Wow. You are all in my head reading my mind (especially you Marie)!

Notes to cheaters from a betrayed girlfriend:

I cannot stress how important it is to 100% fully concentrate on working on your chosen relationship (if you want to) or just let it go. You cannot have it all and keep everyone in your life. If you have to hide any relationship with anyone from me, then you know you are not doing the right thing.

Don't get me wrong, I am not about controlling you (the cheater). No one can truly control anyone else. Each person has to dig deep and find their own strength of character.

You cannot be the good guy and be 'friends' with whomever you let go. You can only be friends with someone who does not want a romantic relationship and is happy for you in the relationship you are in. You shouldn't have to hide from me and hurt me with any friendships.

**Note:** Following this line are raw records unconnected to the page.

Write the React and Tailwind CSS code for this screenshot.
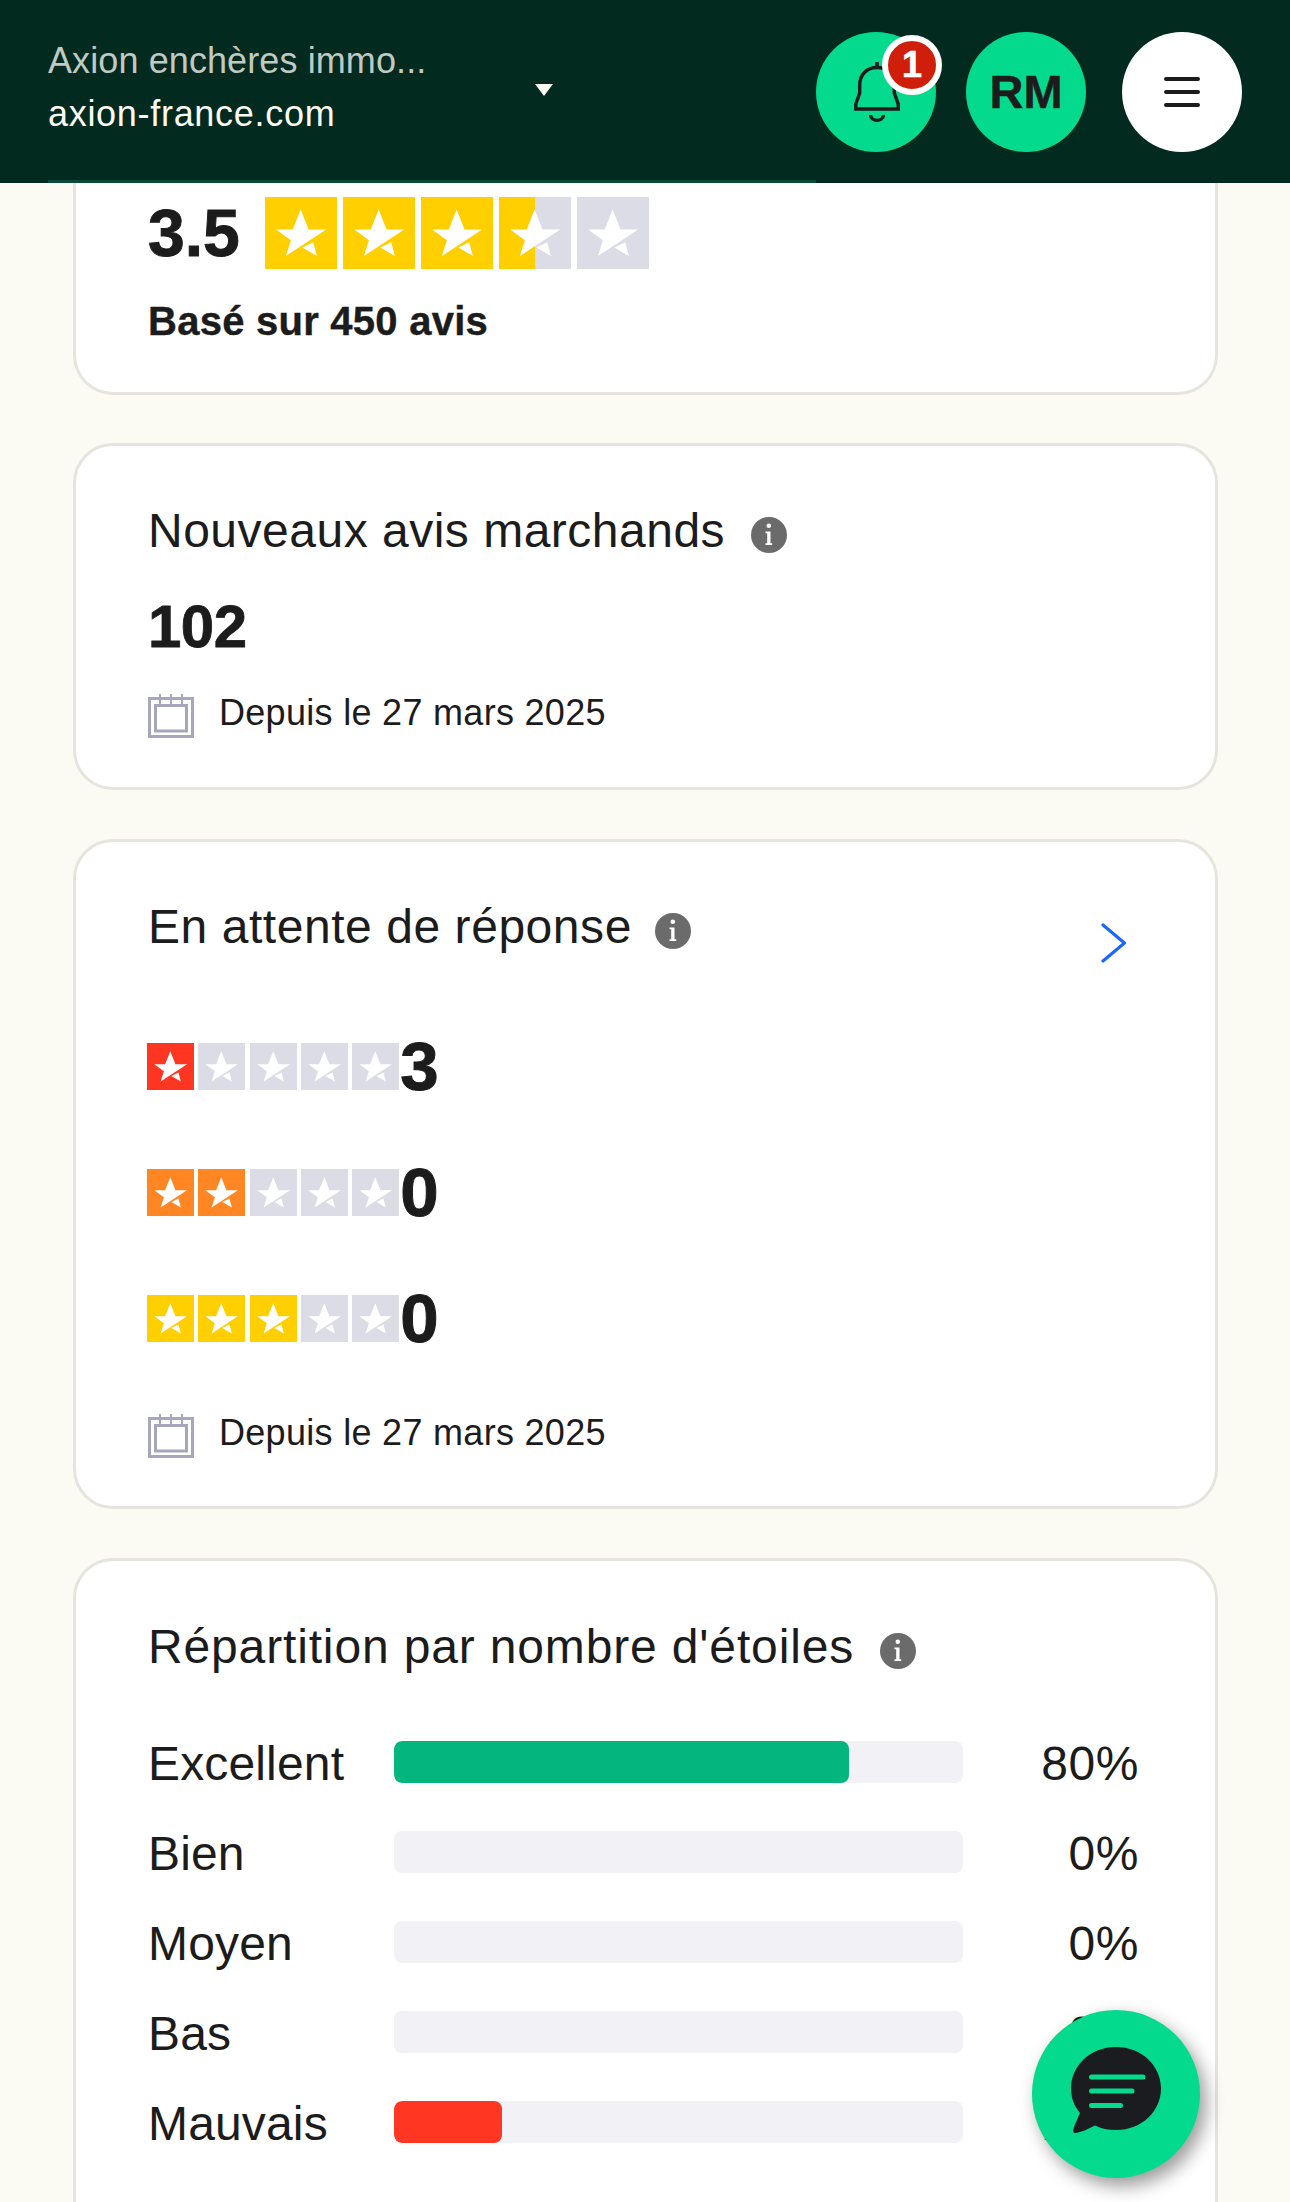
import React from "react";

function Star() {
  return (
    <svg viewBox="0 0 100 100" className="absolute inset-0 w-full h-full">
      <path fill="#fff" d="M49.500 17.500 L60.500 45 L85 45 L29 82 L36 60 L15.500 45 L38.500 45 Z" />
      <path fill="#fff" d="M67 63 L72 82 L52 70 Z" />
    </svg>
  );
}

function Tile({ color, size, half }) {
  return (
    <div className={`relative shrink-0 ${size}`} style={{ backgroundColor: half ? "#dcdce6" : color }}>
      {half && <div className="absolute left-0 top-0 h-full w-1/2" style={{ backgroundColor: color }} />}
      <Star />
    </div>
  );
}

function InfoIcon() {
  return (
    <svg width="36" height="36" viewBox="0 0 36 36" className="shrink-0 mt-[15px]">
      <circle cx="18" cy="18" r="18" fill="#6b6b6b" />
      <circle cx="17.800" cy="8.800" r="2.300" fill="#fff" />
      <path fill="#fff" d="M14.500 14.500h5v11.800h1.700v1.700h-6.700v-1.700h1.700v-10.100h-1.700z" />
    </svg>
  );
}

function Calendar() {
  return (
    <svg width="46" height="44" viewBox="0 0 46 44" fill="none" stroke="#a6a6bc" className="shrink-0">
      <rect x="1.500" y="4.500" width="43" height="38" strokeWidth="3" />
      <rect x="7.500" y="11.500" width="31" height="25.500" strokeWidth="3" />
      <path d="M12 0v11M23 0v11M34 0v11" strokeWidth="2" />
    </svg>
  );
}

function Since() {
  return (
    <div className="flex items-start gap-[25px]">
      <Calendar />
      <span className="pt-[1px] text-[36px] leading-[36px] tracking-[0.3px] text-[#1c1c1c]">Depuis le 27 mars 2025</span>
    </div>
  );
}

function Title({ children, tracking, gap }) {
  return (
    <div className={`flex items-start ${gap}`}>
      <h2 className={`pt-[1px] text-[48px] leading-[56px] font-normal text-[#1c1c1c] ${tracking}`}>{children}</h2>
      <InfoIcon />
    </div>
  );
}

function StarRow({ score, color, count }) {
  return (
    <div className="-ml-[1px] flex items-start">
      <div className="flex gap-[4.3px]">
        {[1, 2, 3, 4, 5].map((i) => (
          <Tile key={i} size="w-[47px] h-[47px]" color={i <= score ? color : "#dcdce6"} />
        ))}
      </div>
      <span className="ml-[1px] text-[69px] leading-[48px] font-bold text-[#1c1c1c] [-webkit-text-stroke:1px_#1c1c1c]">{count}</span>
    </div>
  );
}

function Bar({ label, pct, fill, value }) {
  return (
    <div className="flex h-[42px] items-start">
      <span className="w-[246px] pt-[1px] text-[48px] leading-[43px] tracking-[0.15px] text-[#1c1c1c]">{label}</span>
      <div className="relative h-[42px] w-[569px] overflow-hidden rounded-[8px] bg-[#f1f1f6]">
        {fill && <div className="h-full rounded-[8px]" style={{ width: pct, backgroundColor: fill }} />}
      </div>
      <span className="w-[176px] text-right text-[48px] leading-[45px] tracking-[0.6px] text-[#1c1c1c]">{value}</span>
    </div>
  );
}

const card = "ml-[73px] w-[1145px] border-[3px] border-[#e5e5dd] bg-white";

export default function App() {
  return (
    <div className="relative h-[2202px] w-[1290px] overflow-hidden bg-[#fcfbf3] [font-family:'Liberation_Sans',Arial,sans-serif]">
      <header className="flex h-[183px] items-start bg-[#022a1e]">
        <div className="ml-[48px] flex h-[183px] w-[768px] items-center border-b-[3px] border-[#0a4a38]">
          <div className="h-full w-[487px] pt-[34px]">
            <div className="text-[36px] leading-[53px] tracking-[0.1px] text-[#c0c9c2]">Axion enchères immo...</div>
            <div className="text-[36px] leading-[53px] tracking-[0.7px] text-[#fcfbf3]">axion-france.com</div>
          </div>
          <svg width="18" height="12" viewBox="0 0 18 12">
            <path d="M0 0H18L9 12Z" fill="#fcfbf3" />
          </svg>
        </div>
        <div className="relative mt-[32px] flex h-[120px] w-[120px] items-center justify-center rounded-full bg-[#04da8d]">
          <svg width="46" height="60" viewBox="0 0 46 60" fill="none" stroke="#1c1c1c" strokeWidth="3.500" className="ml-[1px]">
            <path d="M23 0v6" />
            <path d="M23 5.500C12.500 5.500 5.700 13 5.700 23V31L1.800 42V47H44.200V42L40.300 31V23C40.300 13 33.500 5.500 23 5.500Z" />
            <path d="M16.500 53C17 60 29 60 29.500 53" />
          </svg>
          <div className="absolute left-[66px] top-[3px] flex h-[60px] w-[60px] items-center justify-center rounded-full border-[6px] border-white bg-[#cf1f0a] text-[36px] font-bold leading-none text-white [-webkit-text-stroke:0.6px_#ffffff]">
            1
          </div>
        </div>
        <div className="ml-[30px] mt-[32px] flex h-[120px] w-[120px] items-center justify-center rounded-full bg-[#04da8d] text-[47px] font-bold text-[#1c1c1c] [-webkit-text-stroke:0.5px_#1c1c1c]">
          RM
        </div>
        <div className="ml-[36px] mt-[32px] flex h-[120px] w-[120px] flex-col items-center justify-center gap-[8.500px] rounded-full bg-white">
          <div className="h-[4.500px] w-[36px] rounded-full bg-[#1c1c1c]" />
          <div className="h-[4.500px] w-[36px] rounded-full bg-[#1c1c1c]" />
          <div className="h-[4.500px] w-[36px] rounded-full bg-[#1c1c1c]" />
        </div>
      </header>

      <section className={`${card} h-[212px] rounded-b-[40px] border-t-0 pl-[72px] pt-[14px]`}>
        <div className="flex items-start">
          <span className="w-[117px] text-[66px] font-bold leading-[72px] text-[#1c1c1c] [-webkit-text-stroke:1px_#1c1c1c]">3.5</span>
          <div className="flex gap-[6px]">
            <Tile size="w-[72px] h-[72px]" color="#ffcf00" />
            <Tile size="w-[72px] h-[72px]" color="#ffcf00" />
            <Tile size="w-[72px] h-[72px]" color="#ffcf00" />
            <Tile size="w-[72px] h-[72px]" color="#ffcf00" half />
            <Tile size="w-[72px] h-[72px]" color="#dcdce6" />
          </div>
        </div>
        <p className="mt-[28px] text-[40px] font-bold leading-[48px] tracking-[0.25px] text-[#1c1c1c] [-webkit-text-stroke:0.4px_#1c1c1c]">Basé sur 450 avis</p>
      </section>

      <section className={`${card} mt-[48px] h-[347px] rounded-[40px] pl-[72px] pt-[56px]`}>
        <Title tracking="tracking-[0.5px]" gap="gap-[26px]">Nouveaux avis marchands</Title>
        <p className="mt-[36px] text-[60px] font-bold leading-[64px] tracking-[-0.5px] text-[#1c1c1c] [-webkit-text-stroke:0.8px_#1c1c1c]">102</p>
        <div className="mt-[35px]">
          <Since />
        </div>
      </section>

      <section className={`${card} mt-[49px] h-[670px] rounded-[40px] pl-[72px] pt-[56px]`}>
        <div className="flex items-start justify-between pr-[89px]">
          <Title tracking="tracking-[0.55px]" gap="gap-[23px]">En attente de réponse</Title>
          <svg width="26" height="40" viewBox="0 0 26 40" fill="none" stroke="#1c66ff" strokeWidth="3.200" strokeLinecap="round" className="mt-[25px]">
            <path d="M3 2 L24.500 20 L3 38" />
          </svg>
        </div>
        <div className="mt-[80px] flex flex-col gap-[78px]">
          <StarRow score={1} color="#ff3722" count="3" />
          <StarRow score={2} color="#ff8622" count="0" />
          <StarRow score={3} color="#ffcf00" count="0" />
        </div>
        <div className="mt-[71px]">
          <Since />
        </div>
      </section>

      <section className={`${card} mt-[49px] h-[800px] rounded-[40px] pl-[72px] pt-[57px]`}>
        <Title tracking="tracking-[0.85px]" gap="gap-[26px]">Répartition par nombre d'étoiles</Title>
        <div className="mt-[66px] flex flex-col gap-[48px]">
          <Bar label="Excellent" pct="80%" fill="#04b67e" value="80%" />
          <Bar label="Bien" value="0%" />
          <Bar label="Moyen" value="0%" />
          <Bar label="Bas" value="0%" />
          <Bar label="Mauvais" pct="19%" fill="#ff3722" value="19%" />
        </div>
      </section>

      <button className="absolute left-[1032px] top-[2010px] h-[168px] w-[168px] rounded-full bg-[#04da8d] shadow-[6px_8px_18px_rgba(0,0,0,0.4)]">
        <svg width="168" height="168" viewBox="0 0 168 168">
          <path
            fill="#1b1c1f"
            d="M84 37C110 37 129 56 129 78.500C129 101 110 120 84 120C76 120 69 118.500 63 115.500C56 119 49 122.500 43 123C40.500 122.500 41 120 42 117C44 112 46 107 48 103C42 96 39 88 39 78.500C39 56 58 37 84 37Z"
          />
          <path
            stroke="#04da8d"
            strokeWidth="5"
            strokeLinecap="round"
            d="M59.500 67H111M59.500 81H100M59.500 95.500H88.500"
          />
        </svg>
      </button>
    </div>
  );
}
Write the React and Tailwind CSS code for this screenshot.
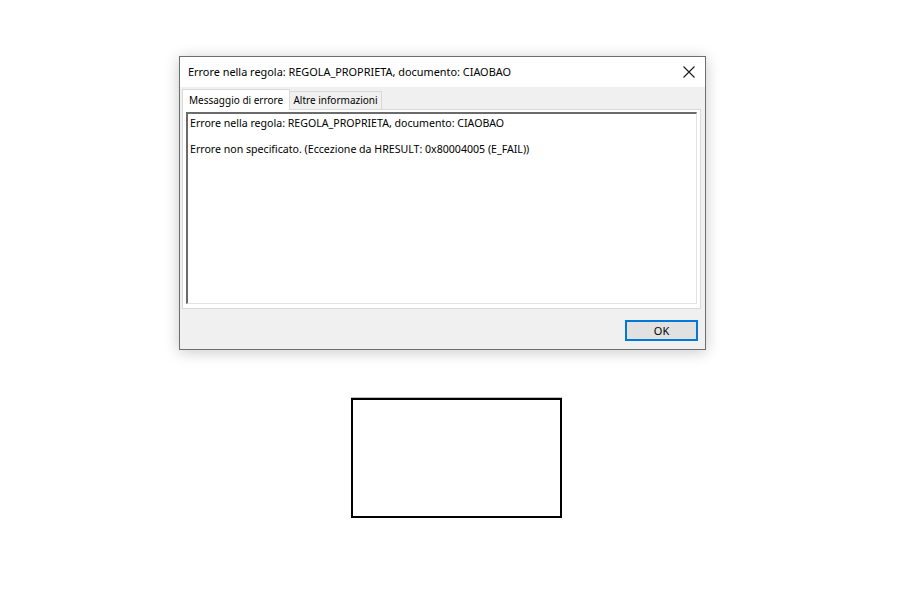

Your affair partner will never be happy you stayed with me, therefore, you cannot be friends! Also, it is disrespectful, dishonest and is distracting to continue to maintain contact with the affair partner if you chose to commit to me.

Stop rolling around in the mud and trying to take everyone with you! Be strong and take responsibility for your actions. Yes, you hurt a lot of people, but if you don't acknowledge this and take responsibility everyone comes out much worse than they already are.

Everyone else has also mentioned honesty, true remorse, patience, affection, compassion, tolerance, no deflecting of blame, and open communication.

Honorable mentions:

I would rather you validate the lies I caught you in than try to make me feel like I was imagining things or that I am the crazy one.

Don't expect me to forget this and move on as fast as you want to do it (like the day after I find out). I promise I'll do my best to move forward if you do your part as well.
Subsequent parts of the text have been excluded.